» Task
Read the entries below and pull out each line with the string "this".

::: The input

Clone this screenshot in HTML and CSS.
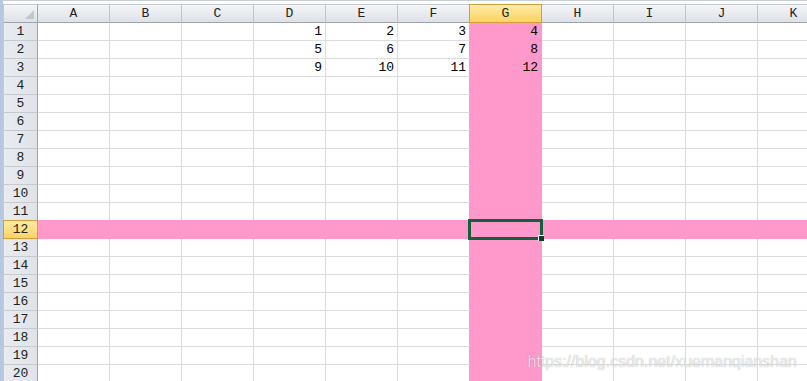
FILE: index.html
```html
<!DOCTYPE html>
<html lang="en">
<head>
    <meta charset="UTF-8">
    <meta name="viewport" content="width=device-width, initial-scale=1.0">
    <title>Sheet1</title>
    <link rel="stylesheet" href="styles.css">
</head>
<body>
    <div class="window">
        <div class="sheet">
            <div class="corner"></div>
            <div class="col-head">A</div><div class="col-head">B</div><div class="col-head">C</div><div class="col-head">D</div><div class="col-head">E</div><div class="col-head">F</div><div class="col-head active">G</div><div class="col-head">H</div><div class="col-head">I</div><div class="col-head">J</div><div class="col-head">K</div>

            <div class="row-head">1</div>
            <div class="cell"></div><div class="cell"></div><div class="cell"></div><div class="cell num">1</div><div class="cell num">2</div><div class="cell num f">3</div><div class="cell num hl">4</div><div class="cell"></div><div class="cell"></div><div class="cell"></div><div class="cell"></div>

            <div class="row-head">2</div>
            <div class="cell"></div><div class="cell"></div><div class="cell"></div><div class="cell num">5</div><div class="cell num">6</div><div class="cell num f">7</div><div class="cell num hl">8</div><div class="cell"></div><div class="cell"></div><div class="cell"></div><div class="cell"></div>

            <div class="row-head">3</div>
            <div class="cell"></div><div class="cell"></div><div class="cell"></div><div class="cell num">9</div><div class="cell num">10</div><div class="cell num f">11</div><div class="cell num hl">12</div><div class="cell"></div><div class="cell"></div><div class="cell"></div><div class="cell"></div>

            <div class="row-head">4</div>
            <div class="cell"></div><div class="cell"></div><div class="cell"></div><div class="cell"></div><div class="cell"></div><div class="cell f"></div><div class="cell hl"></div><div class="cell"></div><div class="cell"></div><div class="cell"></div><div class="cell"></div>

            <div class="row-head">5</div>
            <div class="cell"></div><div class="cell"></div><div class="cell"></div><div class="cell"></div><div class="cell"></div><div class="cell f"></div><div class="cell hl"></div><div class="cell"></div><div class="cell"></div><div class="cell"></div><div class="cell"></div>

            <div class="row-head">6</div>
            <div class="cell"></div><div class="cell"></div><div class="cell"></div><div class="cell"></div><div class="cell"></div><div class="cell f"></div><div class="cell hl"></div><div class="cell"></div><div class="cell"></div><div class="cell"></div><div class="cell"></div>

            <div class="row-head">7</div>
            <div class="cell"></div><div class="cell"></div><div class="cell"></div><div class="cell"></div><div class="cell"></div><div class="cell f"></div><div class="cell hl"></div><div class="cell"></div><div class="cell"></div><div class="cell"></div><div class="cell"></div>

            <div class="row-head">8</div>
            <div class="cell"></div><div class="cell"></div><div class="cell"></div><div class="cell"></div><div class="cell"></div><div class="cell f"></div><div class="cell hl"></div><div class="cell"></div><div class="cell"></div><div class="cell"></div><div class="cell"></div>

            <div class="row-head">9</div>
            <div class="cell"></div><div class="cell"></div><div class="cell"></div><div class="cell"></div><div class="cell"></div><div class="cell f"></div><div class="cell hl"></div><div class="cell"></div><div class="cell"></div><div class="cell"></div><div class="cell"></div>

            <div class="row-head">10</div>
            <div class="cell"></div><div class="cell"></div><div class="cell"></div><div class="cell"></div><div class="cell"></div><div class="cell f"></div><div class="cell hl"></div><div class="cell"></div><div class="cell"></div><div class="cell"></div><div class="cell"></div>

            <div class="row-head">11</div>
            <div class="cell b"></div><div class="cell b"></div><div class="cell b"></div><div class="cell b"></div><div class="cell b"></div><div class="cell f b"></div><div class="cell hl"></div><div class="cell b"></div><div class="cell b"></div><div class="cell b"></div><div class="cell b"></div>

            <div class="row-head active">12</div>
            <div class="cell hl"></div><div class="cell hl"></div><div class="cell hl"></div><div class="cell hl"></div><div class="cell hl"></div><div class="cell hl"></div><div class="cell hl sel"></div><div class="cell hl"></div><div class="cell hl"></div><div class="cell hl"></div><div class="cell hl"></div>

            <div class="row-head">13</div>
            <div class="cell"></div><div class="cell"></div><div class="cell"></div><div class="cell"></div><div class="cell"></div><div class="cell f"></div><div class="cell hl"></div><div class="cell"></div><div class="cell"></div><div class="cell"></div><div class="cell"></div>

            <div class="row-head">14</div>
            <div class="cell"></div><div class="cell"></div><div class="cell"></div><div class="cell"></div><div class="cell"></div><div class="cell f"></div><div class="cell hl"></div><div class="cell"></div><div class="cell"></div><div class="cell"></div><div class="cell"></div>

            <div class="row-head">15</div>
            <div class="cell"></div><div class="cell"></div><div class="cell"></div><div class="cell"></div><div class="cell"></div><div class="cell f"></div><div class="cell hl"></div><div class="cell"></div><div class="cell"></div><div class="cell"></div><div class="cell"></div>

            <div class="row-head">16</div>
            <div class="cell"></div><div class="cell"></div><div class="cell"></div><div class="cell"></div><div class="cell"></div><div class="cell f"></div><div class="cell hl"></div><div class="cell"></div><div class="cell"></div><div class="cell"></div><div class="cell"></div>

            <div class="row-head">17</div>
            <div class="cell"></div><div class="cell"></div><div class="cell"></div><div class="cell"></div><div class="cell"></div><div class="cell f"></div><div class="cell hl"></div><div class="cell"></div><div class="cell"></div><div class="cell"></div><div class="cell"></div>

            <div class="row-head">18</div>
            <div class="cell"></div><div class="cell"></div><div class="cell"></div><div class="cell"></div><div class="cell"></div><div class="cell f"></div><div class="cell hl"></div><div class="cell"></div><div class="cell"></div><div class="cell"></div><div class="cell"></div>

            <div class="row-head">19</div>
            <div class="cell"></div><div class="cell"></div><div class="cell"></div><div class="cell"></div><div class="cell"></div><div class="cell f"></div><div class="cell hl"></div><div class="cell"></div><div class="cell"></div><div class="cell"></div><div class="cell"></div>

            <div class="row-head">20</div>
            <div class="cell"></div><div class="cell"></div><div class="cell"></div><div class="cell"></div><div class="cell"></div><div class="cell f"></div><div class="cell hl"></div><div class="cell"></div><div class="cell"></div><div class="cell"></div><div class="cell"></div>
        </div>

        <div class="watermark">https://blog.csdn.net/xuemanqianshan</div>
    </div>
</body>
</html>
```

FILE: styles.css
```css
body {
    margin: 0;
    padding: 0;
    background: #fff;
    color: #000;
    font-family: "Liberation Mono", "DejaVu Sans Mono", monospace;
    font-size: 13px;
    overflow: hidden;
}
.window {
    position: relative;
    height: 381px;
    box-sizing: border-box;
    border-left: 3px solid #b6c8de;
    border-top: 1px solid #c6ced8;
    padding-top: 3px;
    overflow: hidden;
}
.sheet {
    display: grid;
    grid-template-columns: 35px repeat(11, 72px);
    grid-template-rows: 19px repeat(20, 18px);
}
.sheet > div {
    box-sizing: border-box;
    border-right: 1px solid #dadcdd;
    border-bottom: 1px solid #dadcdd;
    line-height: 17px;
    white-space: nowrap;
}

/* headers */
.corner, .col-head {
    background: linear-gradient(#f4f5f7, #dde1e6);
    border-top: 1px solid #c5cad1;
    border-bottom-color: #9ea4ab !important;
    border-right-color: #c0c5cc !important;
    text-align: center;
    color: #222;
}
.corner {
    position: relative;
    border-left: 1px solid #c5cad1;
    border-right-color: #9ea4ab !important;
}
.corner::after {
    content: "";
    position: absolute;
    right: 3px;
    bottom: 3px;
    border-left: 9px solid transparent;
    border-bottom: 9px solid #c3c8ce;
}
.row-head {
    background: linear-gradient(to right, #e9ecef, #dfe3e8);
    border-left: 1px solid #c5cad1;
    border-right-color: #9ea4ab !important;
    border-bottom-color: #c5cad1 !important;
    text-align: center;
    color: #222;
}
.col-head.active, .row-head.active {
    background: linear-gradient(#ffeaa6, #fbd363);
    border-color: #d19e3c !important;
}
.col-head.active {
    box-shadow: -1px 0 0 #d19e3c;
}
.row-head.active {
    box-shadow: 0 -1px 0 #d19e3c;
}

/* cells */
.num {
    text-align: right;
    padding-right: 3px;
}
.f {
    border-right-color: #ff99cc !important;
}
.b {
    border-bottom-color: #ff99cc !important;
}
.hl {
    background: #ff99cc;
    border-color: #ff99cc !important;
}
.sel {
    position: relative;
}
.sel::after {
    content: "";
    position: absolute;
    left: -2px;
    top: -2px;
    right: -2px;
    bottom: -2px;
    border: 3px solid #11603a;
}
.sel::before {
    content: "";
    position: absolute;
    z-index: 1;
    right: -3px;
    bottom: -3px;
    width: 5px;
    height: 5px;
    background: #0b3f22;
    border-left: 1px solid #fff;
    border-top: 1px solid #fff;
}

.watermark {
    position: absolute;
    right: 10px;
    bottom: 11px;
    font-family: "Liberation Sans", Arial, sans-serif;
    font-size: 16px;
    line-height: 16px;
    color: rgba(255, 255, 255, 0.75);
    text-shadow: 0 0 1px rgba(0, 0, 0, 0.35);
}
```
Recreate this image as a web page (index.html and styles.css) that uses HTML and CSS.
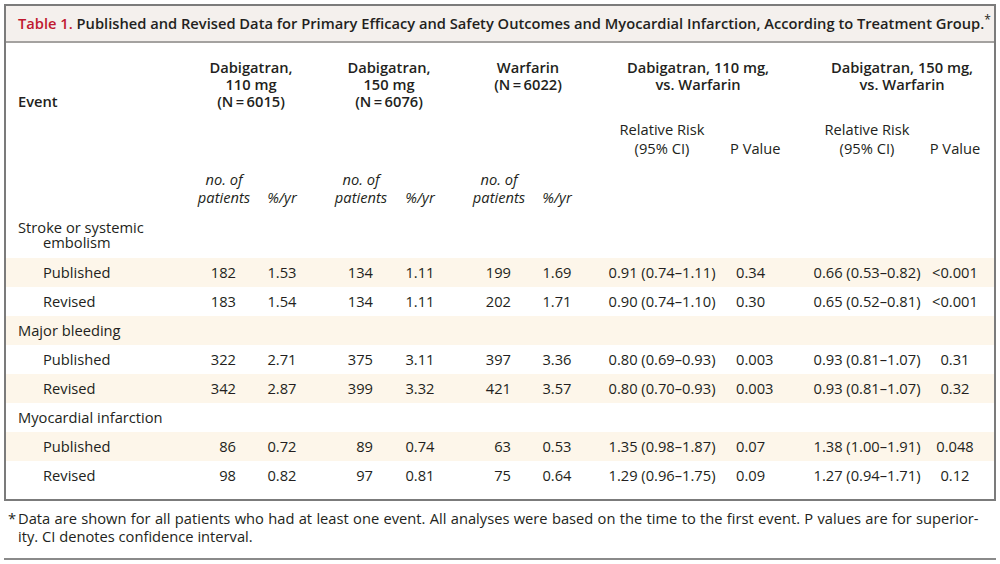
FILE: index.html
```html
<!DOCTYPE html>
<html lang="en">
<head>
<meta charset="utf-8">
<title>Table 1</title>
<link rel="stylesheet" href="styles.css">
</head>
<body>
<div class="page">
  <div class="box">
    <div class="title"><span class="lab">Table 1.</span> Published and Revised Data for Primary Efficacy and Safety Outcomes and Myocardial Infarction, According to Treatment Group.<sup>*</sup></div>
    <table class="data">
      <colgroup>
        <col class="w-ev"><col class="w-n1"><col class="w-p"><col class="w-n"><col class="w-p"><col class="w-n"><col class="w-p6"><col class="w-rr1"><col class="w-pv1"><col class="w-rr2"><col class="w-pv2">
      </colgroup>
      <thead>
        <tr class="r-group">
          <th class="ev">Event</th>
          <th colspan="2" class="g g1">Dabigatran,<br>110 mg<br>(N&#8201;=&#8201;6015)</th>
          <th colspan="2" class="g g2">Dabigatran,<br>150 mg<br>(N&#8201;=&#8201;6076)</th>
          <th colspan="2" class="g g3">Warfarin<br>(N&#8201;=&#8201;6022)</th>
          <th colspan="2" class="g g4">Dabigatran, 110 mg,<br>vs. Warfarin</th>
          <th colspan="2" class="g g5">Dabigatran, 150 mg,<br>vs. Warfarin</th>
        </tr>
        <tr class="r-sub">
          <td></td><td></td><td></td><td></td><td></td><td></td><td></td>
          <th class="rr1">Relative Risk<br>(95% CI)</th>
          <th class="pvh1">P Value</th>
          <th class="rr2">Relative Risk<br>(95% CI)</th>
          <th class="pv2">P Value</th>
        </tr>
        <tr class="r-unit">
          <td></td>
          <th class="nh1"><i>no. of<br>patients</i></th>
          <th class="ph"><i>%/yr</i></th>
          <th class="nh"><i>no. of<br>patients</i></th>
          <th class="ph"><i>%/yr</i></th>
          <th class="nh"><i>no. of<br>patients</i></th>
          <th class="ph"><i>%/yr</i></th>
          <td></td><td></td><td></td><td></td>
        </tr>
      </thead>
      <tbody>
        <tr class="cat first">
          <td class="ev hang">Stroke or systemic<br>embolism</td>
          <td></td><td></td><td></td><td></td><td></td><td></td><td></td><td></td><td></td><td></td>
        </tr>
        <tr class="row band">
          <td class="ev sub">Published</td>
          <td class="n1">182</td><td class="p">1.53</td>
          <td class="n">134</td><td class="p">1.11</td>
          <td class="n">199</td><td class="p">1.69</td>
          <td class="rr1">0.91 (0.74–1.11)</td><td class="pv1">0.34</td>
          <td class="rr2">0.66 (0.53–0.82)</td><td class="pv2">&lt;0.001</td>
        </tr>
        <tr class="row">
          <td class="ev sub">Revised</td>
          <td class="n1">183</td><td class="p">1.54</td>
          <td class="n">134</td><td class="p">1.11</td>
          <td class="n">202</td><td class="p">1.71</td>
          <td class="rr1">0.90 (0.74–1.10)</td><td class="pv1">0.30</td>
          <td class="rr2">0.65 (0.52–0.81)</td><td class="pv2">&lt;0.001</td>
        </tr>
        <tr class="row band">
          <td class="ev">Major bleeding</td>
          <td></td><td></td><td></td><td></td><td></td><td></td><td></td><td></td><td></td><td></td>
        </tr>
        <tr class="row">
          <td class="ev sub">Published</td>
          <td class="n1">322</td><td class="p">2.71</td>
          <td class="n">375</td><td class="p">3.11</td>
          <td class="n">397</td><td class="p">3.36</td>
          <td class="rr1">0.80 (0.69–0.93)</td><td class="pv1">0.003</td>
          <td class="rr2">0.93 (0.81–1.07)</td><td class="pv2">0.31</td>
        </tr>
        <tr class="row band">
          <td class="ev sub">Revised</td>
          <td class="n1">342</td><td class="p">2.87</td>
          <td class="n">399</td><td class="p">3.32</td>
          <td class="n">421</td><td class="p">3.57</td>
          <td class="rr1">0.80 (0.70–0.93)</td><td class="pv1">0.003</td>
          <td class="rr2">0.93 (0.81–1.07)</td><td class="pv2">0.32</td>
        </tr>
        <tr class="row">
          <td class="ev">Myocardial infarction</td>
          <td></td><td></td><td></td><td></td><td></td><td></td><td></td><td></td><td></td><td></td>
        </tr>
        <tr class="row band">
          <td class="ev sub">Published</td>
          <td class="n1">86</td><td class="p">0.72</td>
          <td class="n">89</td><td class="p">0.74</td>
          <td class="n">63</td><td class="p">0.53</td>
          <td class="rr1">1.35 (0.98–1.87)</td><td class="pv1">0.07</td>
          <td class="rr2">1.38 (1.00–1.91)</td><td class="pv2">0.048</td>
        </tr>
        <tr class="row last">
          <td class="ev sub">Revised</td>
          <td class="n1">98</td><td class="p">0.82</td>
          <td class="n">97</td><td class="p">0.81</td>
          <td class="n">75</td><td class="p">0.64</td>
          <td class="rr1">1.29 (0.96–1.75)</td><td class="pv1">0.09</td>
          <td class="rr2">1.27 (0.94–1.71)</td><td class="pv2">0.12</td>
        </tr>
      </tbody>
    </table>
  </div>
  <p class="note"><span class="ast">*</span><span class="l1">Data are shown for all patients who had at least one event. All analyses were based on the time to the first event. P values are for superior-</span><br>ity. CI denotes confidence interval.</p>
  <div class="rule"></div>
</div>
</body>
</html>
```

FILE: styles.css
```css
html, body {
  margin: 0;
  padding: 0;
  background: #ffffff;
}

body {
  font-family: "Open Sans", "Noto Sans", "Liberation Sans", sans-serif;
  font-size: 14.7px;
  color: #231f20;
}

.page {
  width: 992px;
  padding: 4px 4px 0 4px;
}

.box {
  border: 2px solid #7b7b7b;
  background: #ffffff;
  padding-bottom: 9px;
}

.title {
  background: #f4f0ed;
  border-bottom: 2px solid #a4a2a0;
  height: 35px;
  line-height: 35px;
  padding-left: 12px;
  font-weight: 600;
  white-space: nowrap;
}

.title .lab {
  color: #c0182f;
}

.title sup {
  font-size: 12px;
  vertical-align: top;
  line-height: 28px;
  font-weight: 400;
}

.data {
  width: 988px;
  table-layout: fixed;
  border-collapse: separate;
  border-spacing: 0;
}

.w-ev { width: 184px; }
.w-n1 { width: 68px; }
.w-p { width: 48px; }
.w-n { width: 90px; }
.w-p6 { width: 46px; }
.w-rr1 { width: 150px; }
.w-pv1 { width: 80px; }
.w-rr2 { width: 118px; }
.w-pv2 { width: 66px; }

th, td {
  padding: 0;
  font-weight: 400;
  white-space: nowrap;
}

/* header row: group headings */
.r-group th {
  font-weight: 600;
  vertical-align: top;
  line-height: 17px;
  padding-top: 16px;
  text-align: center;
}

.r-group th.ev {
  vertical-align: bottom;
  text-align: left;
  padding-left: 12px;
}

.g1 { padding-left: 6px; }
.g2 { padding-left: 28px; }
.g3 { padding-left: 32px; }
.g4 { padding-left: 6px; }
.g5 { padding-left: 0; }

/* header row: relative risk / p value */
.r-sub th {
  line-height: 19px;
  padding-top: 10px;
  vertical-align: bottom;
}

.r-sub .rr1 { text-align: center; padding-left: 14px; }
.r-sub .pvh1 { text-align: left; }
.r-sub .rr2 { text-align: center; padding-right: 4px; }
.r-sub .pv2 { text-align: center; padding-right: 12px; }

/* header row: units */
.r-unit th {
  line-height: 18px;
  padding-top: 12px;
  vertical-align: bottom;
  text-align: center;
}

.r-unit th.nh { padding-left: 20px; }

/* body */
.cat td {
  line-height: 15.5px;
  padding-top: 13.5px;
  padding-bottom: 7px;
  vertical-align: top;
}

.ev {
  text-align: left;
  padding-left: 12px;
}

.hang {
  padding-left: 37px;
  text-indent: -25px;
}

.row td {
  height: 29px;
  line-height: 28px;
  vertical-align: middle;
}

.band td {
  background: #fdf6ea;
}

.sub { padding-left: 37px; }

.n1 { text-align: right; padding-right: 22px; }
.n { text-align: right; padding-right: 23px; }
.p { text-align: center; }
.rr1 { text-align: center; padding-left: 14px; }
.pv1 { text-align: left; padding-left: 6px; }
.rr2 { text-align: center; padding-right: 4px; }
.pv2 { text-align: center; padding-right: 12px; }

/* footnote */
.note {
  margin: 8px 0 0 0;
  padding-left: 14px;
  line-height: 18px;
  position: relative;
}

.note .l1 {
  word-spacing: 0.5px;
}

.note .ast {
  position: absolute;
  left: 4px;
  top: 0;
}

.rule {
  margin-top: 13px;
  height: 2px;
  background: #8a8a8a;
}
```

::::::

» Task solution
Clone this screenshot in HTML and CSS.
Recreate this image as a web page (index.html and styles.css) that uses HTML and CSS.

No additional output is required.